I could go on. But I just kNOW you are not going to listen.
Would Louise need those extra hours if she were paid a living wage? Why does Labour not just offer her the money it would eagerly spend on wraparound substitute care? Why discriminate? Does Labour not trust that the vast majority of parents are good enough to guide and care for their own children? Does Labour really think most parents would choose institutionalised childcare if they had other viable options? This is like offering golden crutches to someone who’s been hit by the Woman to Woman van.
Your leading women seem to be gatekeeping according to their own preferences. It’s not just about getting more women MPs into Parliament. It’s also – in fact mostly – about getting the rest of our (women’s) voices represented there. Crucial to remember.
Stop marginalising women who wish to provide our own good quality childcare.
Subsidise home-based care as well as substitute care.
Address the appalling discrimination in the tax system that sees single-earner families paying significantly more tax on the exact same income as a family with two earners.
Ensure benefits sanctions are not used to punish those with caring responsibilities.
Acknowledge that time spent caring for our own children is work that contributes to the economy and the community.
Please.
A Netmums survey of 4000 mothers revealed :
Of mothers at home with their children full time, 7% wanted to work more hours.
Of mothers working part time, 5% wanted to work more hours.
Of mothers working full time 88% wanted to work FEWER hours.
So why are your ‘solutions’ focusing on the tiny minority of women who want more childcare? Women want family friendly policies which enable them to spend more time with their own children. We are telling you this over and over. You are still not listening. We do not want more childcare. We want more time with our children. Stop spending money on subsidising childcare and start spending it on families.
I don’t want free hours or wrap around child care! I certainly don’t want before and after school clubs!! I want to raise my own children, not farm them out to strangers and have my choice upheld and supported by the tax system in this country. To be valued for my care giving role not for how much tax I pay..
Me & my family are currently penalised under the current system. We want more family time together not less!
I’m not a fan of Labour’s priorities for women. But I’m glad they’re trying. I think it’s a shame that they’re not recognising the value of caring, unpaid work which primarily women do, instead focusing on making women more and more available for employers, undermining the needs of their families. I’ve written more about it here: http://ohwedo.blogspot.co.uk/2015/02/patronised-by-labour-what-women-want-is.html
As a full-time mum, I don’t see anything here that will help me – I choose not to undertake paid employment so that I can raise the children that I chose to have, but don’t say I don’t work – I work harder now than I ever did in paid employment. I fully respect the right of all families to choose the right balance of paid work and childcare for themselves – so if other mothers and fathers choose to undertake full-time employment for both and pay someone else to raise their children, that’s fine, but I would like the tax and benefits system to recognise that the choices I (and many parents like me) have made are equally valid.
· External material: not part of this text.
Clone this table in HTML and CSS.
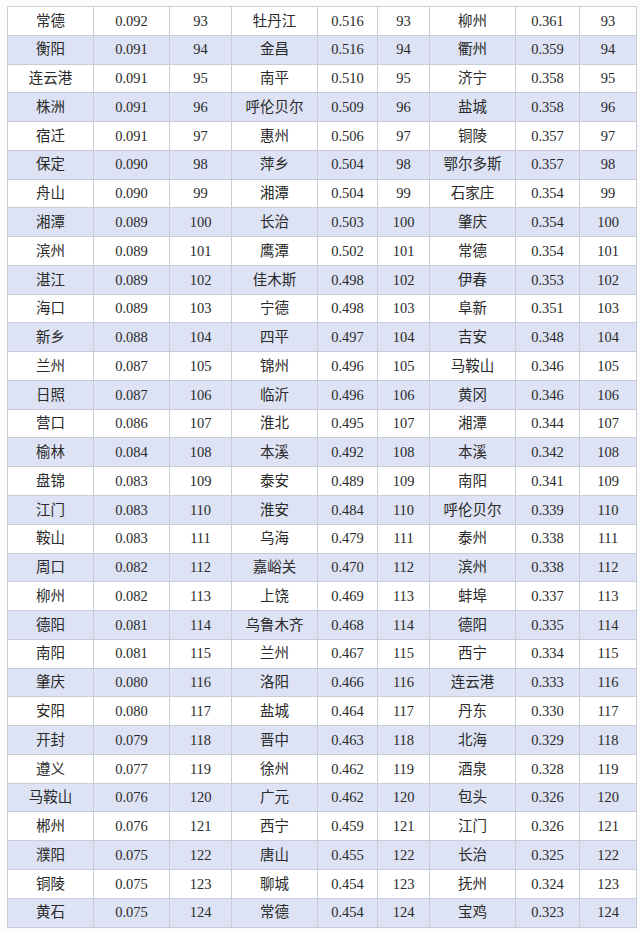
FILE: index.html
```html
<!DOCTYPE html>
<html lang="zh">
<head>
<meta charset="utf-8">
<link rel="stylesheet" href="styles.css">
</head>
<body>
<table class="rank">
<colgroup>
<col class="c1"><col class="c2"><col class="c3">
<col class="c4"><col class="c5"><col class="c6">
<col class="c7"><col class="c8"><col class="c9">
</colgroup>
<tbody>
<tr><td>常德</td><td>0.092</td><td>93</td><td>牡丹江</td><td>0.516</td><td>93</td><td>柳州</td><td>0.361</td><td>93</td></tr>
<tr><td>衡阳</td><td>0.091</td><td>94</td><td>金昌</td><td>0.516</td><td>94</td><td>衢州</td><td>0.359</td><td>94</td></tr>
<tr><td>连云港</td><td>0.091</td><td>95</td><td>南平</td><td>0.510</td><td>95</td><td>济宁</td><td>0.358</td><td>95</td></tr>
<tr><td>株洲</td><td>0.091</td><td>96</td><td>呼伦贝尔</td><td>0.509</td><td>96</td><td>盐城</td><td>0.358</td><td>96</td></tr>
<tr><td>宿迁</td><td>0.091</td><td>97</td><td>惠州</td><td>0.506</td><td>97</td><td>铜陵</td><td>0.357</td><td>97</td></tr>
<tr><td>保定</td><td>0.090</td><td>98</td><td>萍乡</td><td>0.504</td><td>98</td><td>鄂尔多斯</td><td>0.357</td><td>98</td></tr>
<tr><td>舟山</td><td>0.090</td><td>99</td><td>湘潭</td><td>0.504</td><td>99</td><td>石家庄</td><td>0.354</td><td>99</td></tr>
<tr><td>湘潭</td><td>0.089</td><td>100</td><td>长治</td><td>0.503</td><td>100</td><td>肇庆</td><td>0.354</td><td>100</td></tr>
<tr><td>滨州</td><td>0.089</td><td>101</td><td>鹰潭</td><td>0.502</td><td>101</td><td>常德</td><td>0.354</td><td>101</td></tr>
<tr><td>湛江</td><td>0.089</td><td>102</td><td>佳木斯</td><td>0.498</td><td>102</td><td>伊春</td><td>0.353</td><td>102</td></tr>
<tr><td>海口</td><td>0.089</td><td>103</td><td>宁德</td><td>0.498</td><td>103</td><td>阜新</td><td>0.351</td><td>103</td></tr>
<tr><td>新乡</td><td>0.088</td><td>104</td><td>四平</td><td>0.497</td><td>104</td><td>吉安</td><td>0.348</td><td>104</td></tr>
<tr><td>兰州</td><td>0.087</td><td>105</td><td>锦州</td><td>0.496</td><td>105</td><td>马鞍山</td><td>0.346</td><td>105</td></tr>
<tr><td>日照</td><td>0.087</td><td>106</td><td>临沂</td><td>0.496</td><td>106</td><td>黄冈</td><td>0.346</td><td>106</td></tr>
<tr><td>营口</td><td>0.086</td><td>107</td><td>淮北</td><td>0.495</td><td>107</td><td>湘潭</td><td>0.344</td><td>107</td></tr>
<tr><td>榆林</td><td>0.084</td><td>108</td><td>本溪</td><td>0.492</td><td>108</td><td>本溪</td><td>0.342</td><td>108</td></tr>
<tr><td>盘锦</td><td>0.083</td><td>109</td><td>泰安</td><td>0.489</td><td>109</td><td>南阳</td><td>0.341</td><td>109</td></tr>
<tr><td>江门</td><td>0.083</td><td>110</td><td>淮安</td><td>0.484</td><td>110</td><td>呼伦贝尔</td><td>0.339</td><td>110</td></tr>
<tr><td>鞍山</td><td>0.083</td><td>111</td><td>乌海</td><td>0.479</td><td>111</td><td>泰州</td><td>0.338</td><td>111</td></tr>
<tr><td>周口</td><td>0.082</td><td>112</td><td>嘉峪关</td><td>0.470</td><td>112</td><td>滨州</td><td>0.338</td><td>112</td></tr>
<tr><td>柳州</td><td>0.082</td><td>113</td><td>上饶</td><td>0.469</td><td>113</td><td>蚌埠</td><td>0.337</td><td>113</td></tr>
<tr><td>德阳</td><td>0.081</td><td>114</td><td>乌鲁木齐</td><td>0.468</td><td>114</td><td>德阳</td><td>0.335</td><td>114</td></tr>
<tr><td>南阳</td><td>0.081</td><td>115</td><td>兰州</td><td>0.467</td><td>115</td><td>西宁</td><td>0.334</td><td>115</td></tr>
<tr><td>肇庆</td><td>0.080</td><td>116</td><td>洛阳</td><td>0.466</td><td>116</td><td>连云港</td><td>0.333</td><td>116</td></tr>
<tr><td>安阳</td><td>0.080</td><td>117</td><td>盐城</td><td>0.464</td><td>117</td><td>丹东</td><td>0.330</td><td>117</td></tr>
<tr><td>开封</td><td>0.079</td><td>118</td><td>晋中</td><td>0.463</td><td>118</td><td>北海</td><td>0.329</td><td>118</td></tr>
<tr><td>遵义</td><td>0.077</td><td>119</td><td>徐州</td><td>0.462</td><td>119</td><td>酒泉</td><td>0.328</td><td>119</td></tr>
<tr><td>马鞍山</td><td>0.076</td><td>120</td><td>广元</td><td>0.462</td><td>120</td><td>包头</td><td>0.326</td><td>120</td></tr>
<tr><td>郴州</td><td>0.076</td><td>121</td><td>西宁</td><td>0.459</td><td>121</td><td>江门</td><td>0.326</td><td>121</td></tr>
<tr><td>濮阳</td><td>0.075</td><td>122</td><td>唐山</td><td>0.455</td><td>122</td><td>长治</td><td>0.325</td><td>122</td></tr>
<tr><td>铜陵</td><td>0.075</td><td>123</td><td>聊城</td><td>0.454</td><td>123</td><td>抚州</td><td>0.324</td><td>123</td></tr>
<tr><td>黄石</td><td>0.075</td><td>124</td><td>常德</td><td>0.454</td><td>124</td><td>宝鸡</td><td>0.323</td><td>124</td></tr>
</tbody>
</table>
</body>
</html>
```
FILE: styles.css
```css
html, body {
  margin: 0;
  background: #fcfcfc;
}
body {
  padding: 6px 0 0 7px;
}
.rank {
  border-collapse: collapse;
  table-layout: fixed;
  width: 629px;
  font-family: "Liberation Serif", "Noto Sans CJK SC", serif;
  font-size: 14.5px;
  color: #2a2a2a;
  background: #ffffff;
}
.c1 { width: 86px; }
.c2 { width: 76px; }
.c3 { width: 62px; }
.c4 { width: 86px; }
.c5 { width: 60px; }
.c6 { width: 52px; }
.c7 { width: 86px; }
.c8 { width: 64px; }
.c9 { width: 57px; }
.rank td {
  border: 1px solid #c9ccd4;
  height: 27.78px;
  padding: 0;
  text-align: center;
  vertical-align: middle;
  line-height: 1;
  white-space: nowrap;
}
.rank tr:nth-child(even) td {
  background: #dde3f4;
}
```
And one last point – a pink van??? If it’s for women it needs to be pink, right? Is that the most “female-friendly” thing you could think of? This just feeds the divide. How about policies that work for everyone, equally?
I want to raise my children myself, and so do many women I know, but they feel either pushed into work by unfair taxation policies or marginalised for choosing not to do paid work. Real caring – done for and by people who care emotionally about each other – is vastly underrated and demeaned, whether mothers and their children, adult children caring for parents, wives and husbands caring for one another when they get older – it’s a serious mistake by all political parties to ignore this important aspect of human beings. I don’t want my children pushed into a serious of before and after school clubs, or my elderly, and increasingly frail, mother being shunted into a care home – I want to be able to care for both ends of my family without being to made to feel non-productive – I AM producing decent human beings who will be next generation’s parents (my children), and I AM returning to my mother the care she gave me as a child (she was a highly-qualified woman who gave it up to raise her children) – none of this is of remote interest to the number crunchers of government.
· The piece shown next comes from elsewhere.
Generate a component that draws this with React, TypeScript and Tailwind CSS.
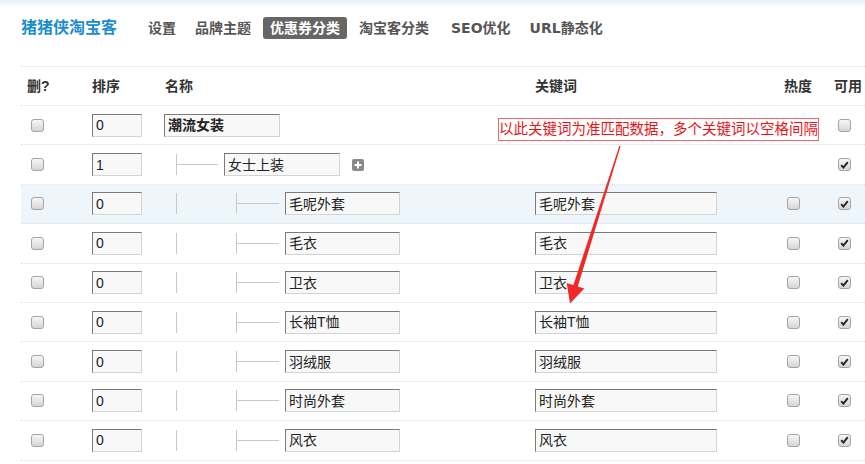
import React from "react";

type Row = {
  sort: string;
  name: string;
  level: 0 | 1 | 2;
  keyword?: string;
  avail: boolean;
  active?: boolean;
};

const navItems = ["设置", "品牌主题", "优惠券分类", "淘宝客分类", "SEO优化", "URL静态化"];

const rows: Row[] = [
  { sort: "0", name: "潮流女装", level: 0, avail: false },
  { sort: "1", name: "女士上装", level: 1, avail: true },
  { sort: "0", name: "毛呢外套", level: 2, keyword: "毛呢外套", avail: true, active: true },
  { sort: "0", name: "毛衣", level: 2, keyword: "毛衣", avail: true },
  { sort: "0", name: "卫衣", level: 2, keyword: "卫衣", avail: true },
  { sort: "0", name: "长袖T恤", level: 2, keyword: "长袖T恤", avail: true },
  { sort: "0", name: "羽绒服", level: 2, keyword: "羽绒服", avail: true },
  { sort: "0", name: "时尚外套", level: 2, keyword: "时尚外套", avail: true },
  { sort: "0", name: "风衣", level: 2, keyword: "风衣", avail: true },
];

function CheckBox({ checked = false }: { checked?: boolean }) {
  return (
    <span className="flex h-[13px] w-[13px] items-center justify-center rounded-[3px] border border-[#a4a4a4] bg-gradient-to-b from-[#f7f7f7] to-[#d5d5d5]">
      {checked && (
        <svg width="9" height="8" viewBox="0 0 9 8">
          <path d="M1.2 4.2 L3.4 6.6 L7.8 1.2" fill="none" stroke="#222" strokeWidth="1.9" />
        </svg>
      )}
    </span>
  );
}

function TextBox({ value, className = "", bold = false }: { value: string; className?: string; bold?: boolean }) {
  return (
    <div
      className={`flex h-[23px] items-center border border-t-[#7a7a7a] border-l-[#7a7a7a] border-r-[#d4d4d4] border-b-[#d4d4d4] bg-[#f8f8f8] pl-[3px] text-[14px] leading-none text-[#222] ${bold ? "font-bold" : ""} ${className}`}
    >
      {value}
    </div>
  );
}

// tree connector: vertical tick plus horizontal branch
function Branch({ width }: { width: number }) {
  return (
    <span className="flex h-[21px] items-center border-l border-[#c8c8c8]" style={{ width }}>
      <span className="h-px w-full bg-[#c8c8c8]" />
    </span>
  );
}

function PlusIcon() {
  return (
    <svg width="12" height="12" viewBox="0 0 12 12">
      <rect width="12" height="12" rx="2" fill="#8a8a8a" />
      <path d="M6 2.5 V9.5 M2.5 6 H9.5" stroke="#fff" strokeWidth="2" />
    </svg>
  );
}

function NameCell({ row }: { row: Row }) {
  if (row.level === 0) {
    return (
      <div className="flex items-center pl-[6px]">
        <TextBox value={row.name} bold className="w-[116px]" />
      </div>
    );
  }
  if (row.level === 1) {
    return (
      <div className="flex items-center pl-[18px]">
        <Branch width={42} />
        <TextBox value={row.name} className="ml-[6px] w-[116px]" />
        <span className="ml-[12px] flex">
          <PlusIcon />
        </span>
      </div>
    );
  }
  return (
    <div className="flex items-center pl-[18px]">
      <span className="h-[21px] w-[60px] border-l border-[#c8c8c8]" />
      <Branch width={43} />
      <TextBox value={row.name} className="ml-[6px] w-[115px]" />
    </div>
  );
}

export default function App() {
  return (
    <div className="relative h-[464px] w-full overflow-hidden bg-white font-['Liberation_Sans','Noto_Sans_CJK_SC',sans-serif]">
      <div className="h-[8px] bg-gradient-to-b from-[#e4eff7] to-white" />

      {/* top bar */}
      <div className="mt-[9px] flex h-[22px] items-center pl-[21px]">
        <span className="text-[16px] font-bold leading-none text-[#1b8dcd]">猪猪侠淘宝客</span>
        <nav className="ml-[24px] flex items-center gap-[5px] font-['DejaVu_Sans','Noto_Sans_CJK_SC',sans-serif]">
          {navItems.map((item) => (
            <span
              key={item}
              className={`flex h-[22px] items-center rounded-[3px] px-[7px] text-[14px] font-bold leading-none ${
                item === "优惠券分类" ? "bg-[#666] text-white" : "text-[#555]"
              } ${item === "SEO优化" ? "ml-[3px]" : ""}`}
            >
              {item}
            </span>
          ))}
        </nav>
      </div>

      {/* category table */}
      <div className="ml-[21px] mt-[27px] border-t border-dotted border-[#cfe2ee] text-[14px]">
        <div className="flex h-[39px] items-center border-b border-dotted border-[#cfe2ee] font-bold text-[#333]">
          <div className="w-[65px] pl-[6px]">删?</div>
          <div className="w-[72px] pl-[6px]">排序</div>
          <div className="w-[371px] pl-[7px]">名称</div>
          <div className="w-[251px] pl-[6px]">关键词</div>
          <div className="w-[50px] pl-[4px]">热度</div>
          <div className="flex-1 pl-[4px]">可用</div>
        </div>

        {rows.map((row, i) => (
          <div
            key={i}
            className={`flex h-[39.4px] items-center border-b border-dotted border-[#cfe2ee] ${row.active ? "bg-[#eef6fb]" : ""}`}
          >
            <div className="w-[65px] pl-[10px]">
              <CheckBox />
            </div>
            <div className="w-[72px] pl-[6px]">
              <TextBox value={row.sort} className="w-[50px]" />
            </div>
            <div className="w-[371px]">
              <NameCell row={row} />
            </div>
            <div className="w-[251px] pl-[6px]">
              {row.keyword && <TextBox value={row.keyword} className="w-[182px]" />}
            </div>
            <div className="w-[50px] pl-[7px]">{row.keyword && <CheckBox />}</div>
            <div className="flex-1 pl-[8px]">
              <CheckBox checked={row.avail} />
            </div>
          </div>
        ))}
      </div>

      {/* keyword hint callout */}
      <div className="absolute left-[498px] top-[118px] flex h-[23px] w-[321px] items-center justify-center whitespace-nowrap border border-[#f46a6a] bg-white text-[14.5px] leading-none text-[#e8141a]">
        以此关键词为准匹配数据，多个关键词以空格间隔
      </div>
      <svg className="pointer-events-none absolute left-0 top-0" width="865" height="464">
        <polygon
          points="619.4,145.8 620.6,146.2 577.8,286.4 584.3,288.6 570,303.5 566.7,283 573.4,285"
          fill="#f02828"
        />
      </svg>
    </div>
  );
}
Women who don’t vote aren’t scared off by ‘stuffy old Westminster’, but by out-of-touch politicians who do not listen to the electorate; we are weary of being told that MPs are listening to women, that you are ‘in it’ with us, that you know what matters to us – it’s all lip service to entice us into the ballot box.
I think all political parties are guilty of divide and conquer tactics with their so-called family policies – pitting working-for-money mothers against those who choose to be unwaged, full time mothers. Both groups, and various permutations in-between, are valid family models for women in this country, but they are financially different, and some groups are discriminated against in our taxation and benefits system. Bills for council tax and water, parental responsibility for children, mortgage contracts and other legal and financial concepts are based on a household, or at least a couple’s, income and recognition of them as one unit rather than 2 separate ones. The tax system needs to catch up! If a woman in paid employment can receive government cash towards her paid childcare, why can’t another woman transfer her tax allowance to her husband or parter, to try to balance the books? Why is so much legislation geared towards women being in paid employment, and thus young children in paid-for childcare, rather than recognising a woman’s choice in these matters? It seems to me that only certain choices are seen as valid and worthwhile by many people, politicians included.